Cuando de niña en el colegio le pedían que dibujara su casa, Durastanti “solía hacer tres habitaciones, una cocina abierta en la sala de estar, el estudio para pintar de mi madre, una sala de juegos, el gimnasio e incluso un bar”. Superficies cromadas, sofás de cuero negro y plantas en todos los rincones: las maestras recogían esos dibujos y me llamaban al despacho para decirme que el título del ejercicio no era La casa que quiero sino La casa que tengo”. Ella insistía en que todo era verdad.
Ya de adulta, asentada en Londres –de la manera en la que asienta sin arraigar el mundo actual se fija en que los desire path (los senderos que acortan caminos e infringen el orden al que empuja el paisaje o el urbanismo)– contrastan con la certeza de que es casi imposible perderse ya en una ciudad. Y, sin embargo, es fácil perderse ante la gente. Una mujer con traje de chaqueta aborda un día a la escritora: le pide una libra y ella le ofrece su tarjeta de transporte porque piensa que debe haber perdido el bono para regresar a casa. No es así. Necesita la libra para pagar el refugio para gente sin hogar en la estación de King’s Cross. “Muchos residentes del refugio compran un traje en Primark y lo usan para pedir dinero, fingen ser empleados que han perdido la billetera. Con eso consiguen pasar el día”.

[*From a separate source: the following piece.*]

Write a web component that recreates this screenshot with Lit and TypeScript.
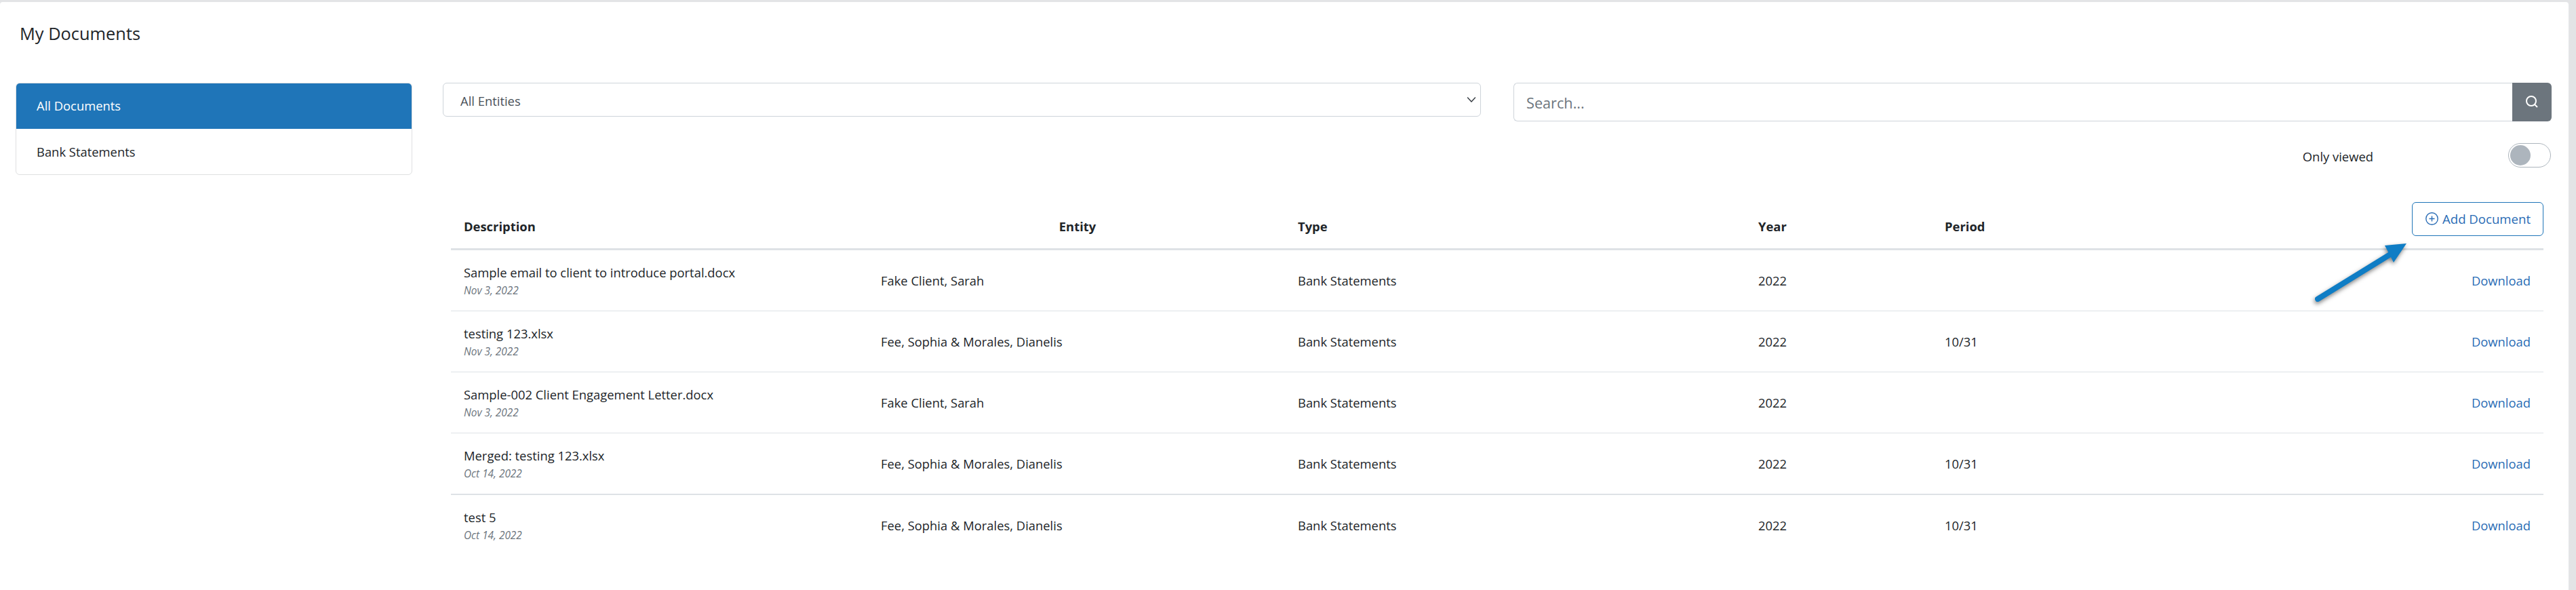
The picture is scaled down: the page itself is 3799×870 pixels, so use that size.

“Podemos fracasar en una historia de amor, en la relación con una madre. Pero cuando una ciudad nos rechaza, cuando no logramos entrar en sus mecanismos más profundos y siempre quedamos al otro lado del cristal, nos invade un sentimiento de frustración que puede convertirse en enfermedad. Extranjero es una hermosa palabra si nadie te obliga a serlo”.